Data and information or knowledge are often used interchangeably; however data becomes information when it is viewed in context or in post-analysis . While the concept of data is commonly associated with scientific research, data is collected by a huge range of organizations and institutions, including businesses (e.g., sales data, revenue, profits, stock price), governments (e.g., crime rates, unemployment rates, literacy rates) and non-governmental organizations (e.g., censuses of the number of homeless people by non-profit organizations).
Data is measured, collected and reported, and analyzed, whereupon it can be visualized using graphs, images or other analysis tools. Data as a general concept refers to the fact that some existing information or knowledge is represented or coded in some form suitable for better usage or processing.
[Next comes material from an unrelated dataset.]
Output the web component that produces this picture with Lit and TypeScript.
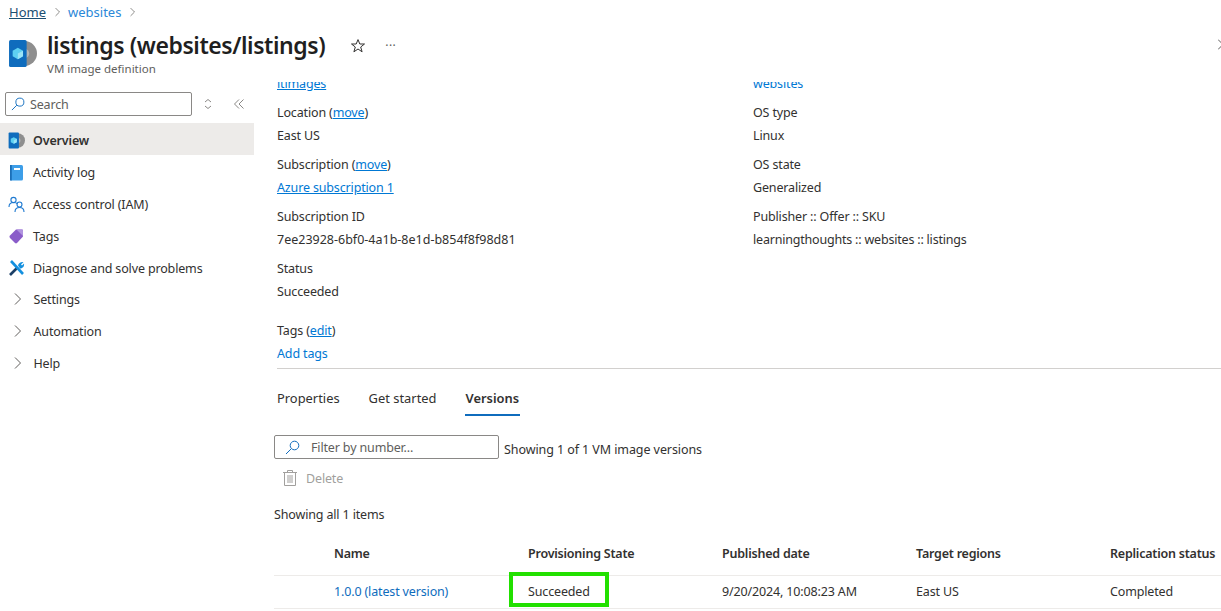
import { LitElement, html, css, svg } from "lit";
import { customElement } from "lit/decorators.js";

const chevron = svg`<path d="M5 1.5 10.5 7 5 12.5" fill="none" stroke="#605e5c" stroke-width="1"/>`;

const diskIcon = (s: number) => html`<svg width=${s} height=${s} viewBox="0 0 28 28">
  <circle cx="16" cy="14" r="12" fill="#8e8e8e"/><circle cx="16" cy="14" r="4.5" fill="#b4b4b4"/>
  <rect x="1" y="1" width="17" height="26" rx="1.5" fill="#0f6cbd"/>
  <path d="M9.5 8.500 14.500 11.300V16.700L9.500 19.500 4.500 16.700V11.300Z" fill="#5ed0f2"/><path d="M9.500 14V19.500L14.500 16.700V11.300Z" fill="#9be4f7"/>
</svg>`;

@customElement("app-root")
export class AppRoot extends LitElement {
  static styles = css`
    :host { display: block; height: 611px; overflow: hidden; font-family: "Noto Sans", sans-serif; font-size: 12.5px; letter-spacing: -0.15px; color: #323130; background: #fff; }
    a { color: #0078d4; text-decoration: none; }
    a.u { text-decoration: underline; }
    .crumbs { display: flex; align-items: center; height: 23px; padding-left: 9px; gap: 6px; letter-spacing: 0; }
    .crumbs a.home { color: #1b4f72; text-decoration: underline; font-size: 13px; }
    .crumbs a { color: #2b88d8; font-size: 13px; }
    .crumbs svg { width: 10px; height: 10px; }
    .head { display: flex; height: 54px; padding-left: 8px; position: relative; letter-spacing: 0; }
    .head-icon { margin-top: 16px; margin-right: 10px; height: 28px; }
    .head-text { padding-top: 6px; }
    .title { font-size: 23px; font-weight: 600; color: #1f1f1f; line-height: 32px; letter-spacing: -0.43px; white-space: nowrap; }
    .sub { font-size: 11.5px; color: #605e5c; line-height: 14px; margin-top: 1px; }
    .star { margin-left: 25px; margin-top: 15px; width: 16px; height: 16px; }
    .more { margin-left: 19px; margin-top: 16px; color: #605e5c; font-size: 12px; line-height: 14px; letter-spacing: 0.5px; }
    .close { position: absolute; right: -7px; top: 16px; width: 10px; height: 11px; }
    .body { display: grid; grid-template-columns: 254px 1fr; height: 534px; }
    .side-top { display: flex; align-items: center; padding: 15px 0 7px 5px; }
    .search { width: 187px; height: 24px; box-sizing: border-box; border: 1px solid #8a8886; border-radius: 2px; display: flex; align-items: center; padding-left: 5px; gap: 5px; color: #605e5c; font-size: 12.5px; }
    .updown { margin-left: 11px; width: 10px; height: 12px; }
    .dbl { margin-left: 20px; width: 12px; height: 12px; }
    .nav { display: flex; flex-direction: column; }
    .nav-item { display: flex; align-items: center; height: 32px; padding-left: 8px; gap: 8px; white-space: nowrap; box-sizing: border-box; }
    .nav-item.ic { padding-top: 2px; }
    .nav-item.sel { background: #edebe9; font-weight: 600; }
    .nav-item svg { width: 17px; height: 17px; flex: none; }
    .nav-item .chev { width: 14px; height: 14px; margin: 0 1.5px 0 2px; }
    .main { margin-top: 5px; padding-left: 23px; overflow: hidden; position: relative; }
    .info { display: grid; grid-template-columns: 476px 1fr; margin-top: -10px; }
    .kv { height: 52px; display: flex; flex-direction: column; line-height: 23px; }
    .kv.first { height: 29px; }
    .col { display: flex; flex-direction: column; }
    .plain { letter-spacing: 0; }
    .tight { letter-spacing: -0.2px; }
    .tags { margin-top: 10px; line-height: 23px; }
    .rule { border-top: 1px solid #d2d0ce; margin-top: 3px; }
    .tabs { display: flex; gap: 29px; margin-top: 14px; height: 33px; letter-spacing: 0; font-size: 12.9px; }
    .tab { line-height: 31px; height: 33px; box-sizing: border-box; }
    .tab.on { border-bottom: 2px solid #0f6cbd; font-weight: 600; padding: 0 1px; margin-left: -1px; }
    .section { margin-left: -3px; }
    .filter { display: flex; align-items: center; gap: 5px; margin-top: 19px; }
    .input { width: 225px; height: 24px; box-sizing: border-box; border: 1px solid #8a8886; border-radius: 2px; display: flex; align-items: center; padding-left: 10px; gap: 11px; color: #605e5c; }
    .filter svg { width: 15px; height: 15px; }
    .count { margin-top: 5px; letter-spacing: -0.08px; }
    .toolbar { display: flex; align-items: center; gap: 8px; margin: 6px 0 0 8px; height: 26px; color: #a19f9d; }
    .toolbar svg { width: 16px; height: 18px; }
    .all { margin-top: 14px; line-height: 20px; }
    .table { margin-top: 14px; width: 1000px; }
    .row { display: grid; grid-template-columns: 254px 194px 194px 194px 1fr; align-items: center; }
    .row.th { height: 37px; padding-bottom: 8px; box-sizing: border-box; font-weight: 600; letter-spacing: -0.22px; border-bottom: 1px solid #edebe9; }
    .row.td { height: 33px; padding-bottom: 2px; box-sizing: border-box; border-bottom: 1px solid #edebe9; position: relative; }
    .row > * { white-space: nowrap; }
    .row > :first-child { padding-left: 60px; }
    .row.td a { color: #0f6cbd; }
    .box { position: absolute; left: 235px; top: -4px; width: 100px; height: 35px; box-sizing: border-box; border: 4px solid #22e000; }
  `;

  render() {
    const search = html`<svg width="14" height="14" viewBox="0 0 15 15"><circle cx="9.500" cy="5.500" r="4.300" fill="none" stroke="#0f6cbd"/><path d="M6.200 8.800 1 14" stroke="#0f6cbd" fill="none"/></svg>`;
    return html`
      <div class="crumbs">
        <a class="home">Home</a>
        <svg viewBox="0 0 14 14">${chevron}</svg>
        <a>websites</a>
        <svg viewBox="0 0 14 14">${chevron}</svg>
      </div>
      <div class="head">
        <div class="head-icon">${diskIcon(29)}</div>
        <div class="head-text">
          <div class="title">listings (websites/listings)</div>
          <div class="sub">VM image definition</div>
        </div>
        <svg class="star" viewBox="0 0 16 16"><path d="M8 1.600 9.800 6h4.700l-3.800 3 1.400 4.800L8 11l-4.100 2.800L5.300 9 1.500 6h4.700Z" fill="none" stroke="#323130"/></svg>
        <div class="more">···</div>
        <svg class="close" viewBox="0 0 10 11"><path d="M0 .5 5 5.500 0 10.500" fill="none" stroke="#605e5c"/></svg>
      </div>
      <div class="body">
        <div>
          <div class="side-top">
            <div class="search">${search}<span>Search</span></div>
            <svg class="updown" viewBox="0 0 10 12"><path d="M2 4 5 1.500 8 4M2 8 5 10.500 8 8" fill="none" stroke="#8a8886"/></svg>
            <svg class="dbl" viewBox="0 0 12 12"><path d="M6 1.500 1.500 6 6 10.500M10.500 1.500 6 6 10.500 10.500" fill="none" stroke="#8a8886"/></svg>
          </div>
          <div class="nav">
            <div class="nav-item ic sel">${diskIcon(17)}<span>Overview</span></div>
            <div class="nav-item ic"><svg viewBox="0 0 17 17"><rect x="2" y="1" width="13" height="15.500" rx="1.500" fill="#3d9ee8"/><rect x="2" y="1" width="1.800" height="15.500" fill="#1b6fb8"/><rect x="6" y="4" width="6" height="2" fill="#fff"/></svg><span>Activity log</span></div>
            <div class="nav-item ic"><svg viewBox="0 0 17 17"><g fill="none" stroke="#1f7ad1" stroke-width="1.100"><circle cx="5.500" cy="4" r="2.600"/><path d="M1 11c0-3 2-4.500 4.500-4.500S9 7 9.500 8"/><circle cx="11.500" cy="8.500" r="2.500"/><path d="M7 16c0-3 2-4.500 4.500-4.500S16 13 16 16"/></g></svg><span>Access control (IAM)</span></div>
            <div class="nav-item ic"><svg viewBox="0 0 17 17"><path d="M2 7.500 8 1.500h6a1 1 0 0 1 1 1v6L9 15a1.500 1.500 0 0 1-2 0L2 10a1.800 1.800 0 0 1 0-2.500Z" fill="#8a5cc9"/><path d="M8.500 1.500h5.500a1 1 0 0 1 1 1v5.500Z" fill="#b194e0"/></svg><span>Tags</span></div>
            <div class="nav-item ic"><svg viewBox="0 0 17 17"><path d="M2 15 9 8" stroke="#1b3f66" stroke-width="2.600"/><path d="M3 1 15 14" stroke="#1490df" stroke-width="2.600"/><path d="M10 5.500c.5-2.500 3-4 5.500-3.500l-2.500 2.500 1 1L16 3.500c.5 2.500-1 5-4 5Z" fill="#1490df"/></svg><span>Diagnose and solve problems</span></div>
            ${["Settings", "Automation", "Help"].map(
              (t) => html`<div class="nav-item"><svg class="chev" viewBox="0 0 14 14">${chevron}</svg><span>${t}</span></div>`
            )}
          </div>
        </div>
        <div class="main">
          <div class="info">
            <div class="col">
              <div class="kv first"><a class="u">ltimages</a></div>
              <div class="kv"><span>Location (<a class="u">move</a>)</span><span>East US</span></div>
              <div class="kv"><span>Subscription (<a class="u">move</a>)</span><a class="u">Azure subscription 1</a></div>
              <div class="kv"><span>Subscription ID</span><span class="plain">7ee23928-6bf0-4a1b-8e1d-b854f8f98d81</span></div>
              <div class="kv"><span>Status</span><span>Succeeded</span></div>
            </div>
            <div class="col">
              <div class="kv first"><a>websites</a></div>
              <div class="kv"><span>OS type</span><span>Linux</span></div>
              <div class="kv"><span>OS state</span><span>Generalized</span></div>
              <div class="kv"><span>Publisher :: Offer :: SKU</span><span class="tight">learningthoughts :: websites :: listings</span></div>
            </div>
          </div>
          <div class="tags"><div>Tags (<a class="u">edit</a>)</div><div><a>Add tags</a></div></div>
          <div class="rule"></div>
          <div class="tabs"><div class="tab">Properties</div><div class="tab">Get started</div><div class="tab on">Versions</div></div>
          <div class="section">
            <div class="filter">
              <div class="input">${search}<span>Filter by number...</span></div>
              <span class="count">Showing 1 of 1 VM image versions</span>
            </div>
            <div class="toolbar"><svg viewBox="0 0 16 18"><path d="M1 3.500H15M5.500 3.500V1.500H10.500V3.500M2.500 3.500V16.500H13.500V3.500M6 6V14M8 6V14M10 6V14" fill="none" stroke="#a19f9d"/></svg><span>Delete</span></div>
            <div class="all">Showing all 1 items</div>
            <div class="table">
              <div class="row th"><span>Name</span><span>Provisioning State</span><span>Published date</span><span>Target regions</span><span>Replication status</span></div>
              <div class="row td"><a>1.0.0 (latest version)</a><span>Succeeded</span><span>9/20/2024, 10:08:23 AM</span><span>East US</span><span>Completed</span><div class="box"></div></div>
            </div>
          </div>
        </div>
      </div>
    `;
  }
}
Raw data ("unprocessed data") is a collection of numbers or characters before it has been "cleaned" and corrected by researchers. Raw data needs to be corrected to remove outliers or obvious instrument or data entry errors (e.g., a thermometer reading from an outdoor Arctic location recording a tropical temperature). Data processing commonly occurs by stages, and the "processed data" from one stage may be considered the "raw data" of the next stage. Field data is raw data that is collected in an uncontrolled "in situ" environment. Experimental data is data that is generated within the context of a scientific investigation by observation and recording. Data has been described as the new oil of the digital economy
Etymology and terminology
The first English use of the word "data" is from the 1640s. The word "data" was first used to mean "transmissible and storable computer information" in 1946. The expression "data processing" was first used in 1954.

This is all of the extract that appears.